§ **Records with interface code**:

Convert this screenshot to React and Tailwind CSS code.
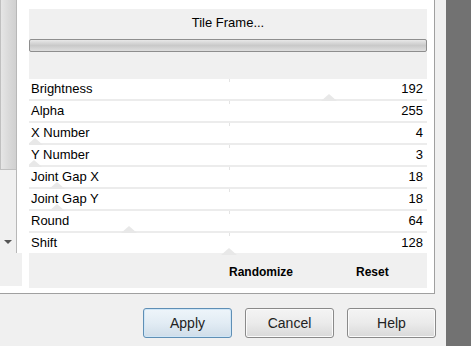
import React from "react";

const rows = [
  { label: "Brightness", value: 192 },
  { label: "Alpha", value: 255 },
  { label: "X Number", value: 4 },
  { label: "Y Number", value: 3 },
  { label: "Joint Gap X", value: 18 },
  { label: "Joint Gap Y", value: 18 },
  { label: "Round", value: 64 },
  { label: "Shift", value: 128 },
];

function Row({ label, value, last }) {
  const pos = (value / 255) * 398;
  return (
    <div className="relative flex h-[22px] flex-col">
      <div className="relative flex h-[20px] items-center justify-between bg-white pl-[2px] pr-[4px]">
        <span>{label}</span>
        <span>{value}</span>
        <div className="absolute left-[200px] top-0 h-[3px] w-px bg-[#e4e4e4]" />
      </div>
      <div className={"h-[2px] " + (last ? "bg-[#f0f0f0]" : "bg-[#ececec]")} />
      {value < 255 && (
        <div
          className="pointer-events-none absolute bottom-0 h-0 w-0 border-x-[8px] border-b-[7px] border-x-transparent border-b-[#e8e8e8]"
          style={{ left: pos - 8 }}
        />
      )}
    </div>
  );
}

function Button({ children, primary }) {
  return (
    <div
      className={
        "flex h-[30px] w-[89px] items-center justify-center rounded-[3px] border text-[14px] text-[#222] " +
        (primary
          ? "border-[#5f8fb5] bg-gradient-to-b from-[#eef5fa] via-[#e2ecf4] to-[#cfdde9] shadow-[inset_0_0_0_1px_#cfe6f7]"
          : "border-[#8a8a8a] bg-gradient-to-b from-[#f4f4f4] via-[#ebebeb] to-[#d9d9d9] shadow-[inset_0_0_0_1px_#fbfbfb]")
      }
    >
      {children}
    </div>
  );
}

export default function App() {
  return (
    <div
      className="flex h-[346px] w-[471px] overflow-hidden bg-[#f0f0f0] text-[13px] text-black"
      style={{ fontFamily: '"Liberation Sans", Arial, sans-serif' }}
    >
      <div className="flex w-[446px] flex-col">
        <div className="flex h-[294px] w-[435px] border-b border-r border-[#a0a0a0] bg-white">
          <div className="flex w-[22px] flex-col">
            <div className="flex h-[253px] w-[17px] flex-col border-r border-[#b8b8b8] bg-[#f0f0f0]">
              <div className="h-[170px] border-b border-l border-[#c0c0c0] bg-gradient-to-r from-[#e6e6e6] via-[#dadada] to-[#d0d0d0]" />
              <div className="flex-1" />
              <div className="flex h-[18px] items-start justify-center pt-[5px]">
                <div className="h-0 w-0 border-x-[4px] border-t-[4px] border-x-transparent border-t-[#555]" />
              </div>
            </div>
            <div className="h-[33px] bg-[#f0f0f0]" />
          </div>
          <div className="ml-[7px] flex w-[398px] flex-col overflow-hidden pt-[9px]">
            <div className="flex h-[70px] flex-col bg-[#f0f0f0]">
              <div className="flex h-[28px] items-center justify-center">Tile Frame...</div>
              <div className="mt-[2px] h-[13px] rounded-[2px] border border-[#8e8e8e] bg-gradient-to-b from-[#e8e8e8] via-[#c9c9c9] to-[#dedede]" />
            </div>
            {rows.map((r, i) => (
              <Row key={r.label} {...r} last={i === rows.length - 1} />
            ))}
            <div className="flex h-[33px] items-center bg-[#f0f0f0] text-[12px] font-bold">
              <span className="ml-[200px]">Randomize</span>
              <span className="ml-[63px]">Reset</span>
            </div>
          </div>
        </div>
        <div className="flex gap-[13px] pl-[143px] pt-[14px]">
          <Button primary>Apply</Button>
          <Button>Cancel</Button>
          <Button>Help</Button>
        </div>
      </div>
      <div className="flex-1 bg-[#727272]" />
    </div>
  );
}
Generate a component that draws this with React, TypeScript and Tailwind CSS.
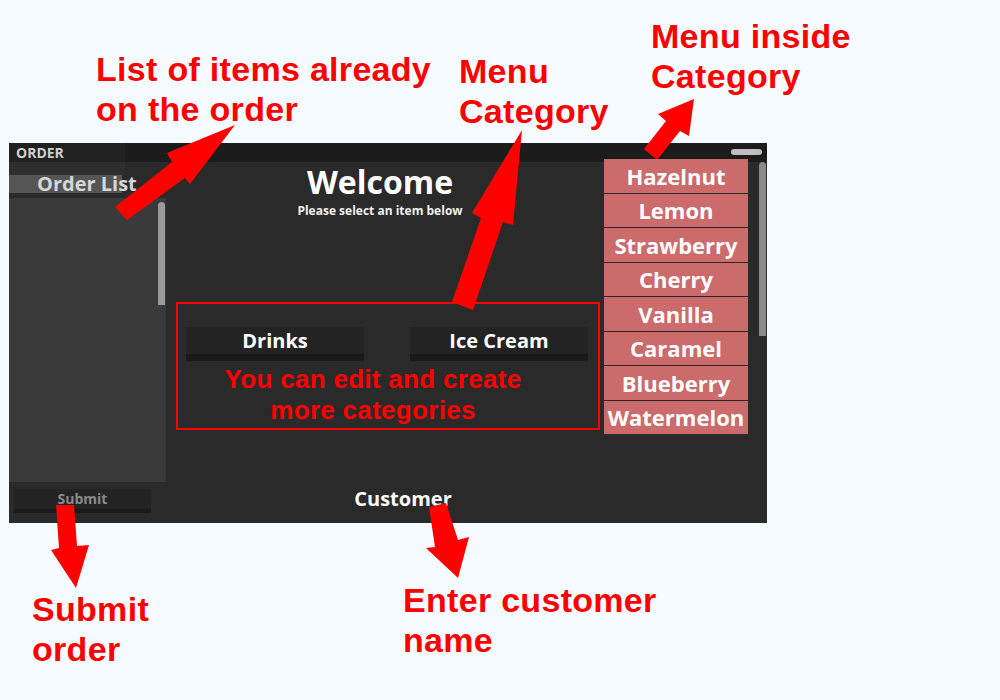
import React from "react";

const flavours = [
  "Hazelnut",
  "Lemon",
  "Strawberry",
  "Cherry",
  "Vanilla",
  "Caramel",
  "Blueberry",
  "Watermelon",
];

const categories = ["Drinks", "Ice Cream"];

// thick red pointer arrows drawn over the panel
const arrows = [
  "115,207 172,162 167,153 235,125 190,184 185,178 127,220",
  "452,302 481,218 472,213 522,130 513,225 503,222 473,310",
  "644,149 666,121 658,114 694,99 689,136 680,131 657,160",
  "56,505 59,548 51,550 76,588 89,545 77,546 74,505",
  "429,507 435,547 426,548 458,578 469,537 458,540 446,503",
];

const notes = [
  { left: 96, top: 49, lines: ["List of items already", "on the order"] },
  { left: 459, top: 51, lines: ["Menu", "Category"] },
  { left: 651, top: 16, lines: ["Menu inside", "Category"] },
  { left: 32, top: 589, lines: ["Submit", "order"] },
  { left: 403, top: 580, lines: ["Enter customer", "name"] },
];

function CategoryButton({ label }: { label: string }) {
  return (
    <div className="w-[178px] h-[34px] flex flex-col bg-[#232323]">
      <div className="flex-1 flex items-center justify-center text-[20px] leading-[26px] font-bold text-white">
        {label}
      </div>
      <div className="h-[7px] bg-[#1a1a1a]" />
    </div>
  );
}

export default function App() {
  return (
    <div className="relative w-[1000px] h-[700px] bg-[#f5fbff] font-['Open_Sans',sans-serif] overflow-hidden">
      <div className="pt-[143px] pl-[9px]">
        <div className="w-[758px] h-[380px] flex flex-col bg-[#2a2a2a]">
          {/* title bar */}
          <div className="h-[19px] flex bg-[#1c1c1c] relative z-0">
            <div className="w-[116px] bg-[#212121] pl-[7px] text-[14px] leading-[19px] font-bold text-[#cfcfcf]">
              ORDER
            </div>
            <div className="flex-1 flex justify-end pt-[6px] pr-[5px]">
              <div className="w-[31px] h-[6px] rounded-full bg-[#bfbfbf]" />
            </div>
          </div>

          <div className="flex-1 flex">
            {/* order list */}
            <div className="w-[157px] flex flex-col">
              <div className="h-[13px] w-[116px] bg-[#2e2e2e]" />
              <div className="h-[18px] w-[113px] bg-[#555555]">
                <div className="pl-[28px] whitespace-nowrap text-[20px] leading-[18px] font-bold text-[#d6d6d6]">
                  Order List
                </div>
              </div>
              <div className="h-[5px]" />
              <div className="h-[284px] bg-[#3a3a3a] flex justify-end pt-[4px] pr-[1px]">
                <div className="w-[7px] h-[103px] rounded-t-[4px] bg-[#9a9a9a]" />
              </div>
              <div className="mt-[7px] ml-[5px] w-[137px] h-[24px] flex flex-col bg-[#232323]">
                <div className="flex-1 flex items-center justify-center text-[14px] leading-[18px] font-bold text-[#8a8a8a]">
                  Submit
                </div>
                <div className="h-[4px] bg-[#1a1a1a]" />
              </div>
            </div>

            {/* welcome and categories */}
            <div className="flex-1 flex flex-col">
              <div className="mt-[2px] pr-[10px] text-center text-[32px] leading-[36px] font-bold text-white">
                Welcome
              </div>
              <div className="mt-[4px] pr-[10px] text-center text-[12px] leading-[14px] font-bold text-[#f0f0f0]">
                Please select an item below
              </div>
              <div className="mt-[84px] ml-[10px] w-[424px] border-2 border-[#ff0000] pt-[23px] pl-[8px] pr-[10px] pb-[2px]">
                <div className="flex justify-between">
                  {categories.map((c) => (
                    <CategoryButton key={c} label={c} />
                  ))}
                </div>
                <div className="mt-[3px] pr-[28px] text-center text-[26px] leading-[31px] tracking-[0.3px] font-bold text-[#ff0000] font-['Liberation_Sans',Arial,sans-serif]">
                  You can edit and create
                  <br />
                  more categories
                </div>
              </div>
              <div className="mt-auto mb-[12px] pl-[36px] text-center text-[20px] leading-[24px] font-bold text-white">
                Customer
              </div>
            </div>

            {/* flavours */}
            <div className="w-[144px] -mt-[3px] flex flex-col gap-px relative z-10">
              {flavours.map((f) => (
                <div
                  key={f}
                  className="h-[33.5px] flex items-center justify-center bg-[#cc6b6b] text-[22px] leading-[26px] font-bold text-white"
                >
                  {f}
                </div>
              ))}
            </div>
            <div className="ml-[11px] mr-[1px] w-[7px]">
              <div className="h-[174px] rounded-t-[4px] bg-[#8a8a8a]" />
            </div>
          </div>
        </div>
      </div>

      {notes.map((n) => (
        <div
          key={n.lines[0]}
          className="absolute text-[34px] leading-[40px] tracking-[0.3px] font-bold text-[#ff0000] whitespace-nowrap font-['Liberation_Sans',Arial,sans-serif]"
          style={{ left: n.left, top: n.top }}
        >
          {n.lines[0]}
          <br />
          {n.lines[1]}
        </div>
      ))}

      <svg
        className="absolute inset-0 pointer-events-none"
        width="1000"
        height="700"
        viewBox="0 0 1000 700"
      >
        {arrows.map((p) => (
          <polygon key={p} points={p} fill="#ff0000" />
        ))}
      </svg>
    </div>
  );
}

§ **Exercise task**: Within the data above, pick out all lines holding the word "React".

§ **Task answer**:
Convert this screenshot to React and Tailwind CSS code.
import React from "react";
Generate a component that draws this with React, TypeScript and Tailwind CSS.
import React from "react";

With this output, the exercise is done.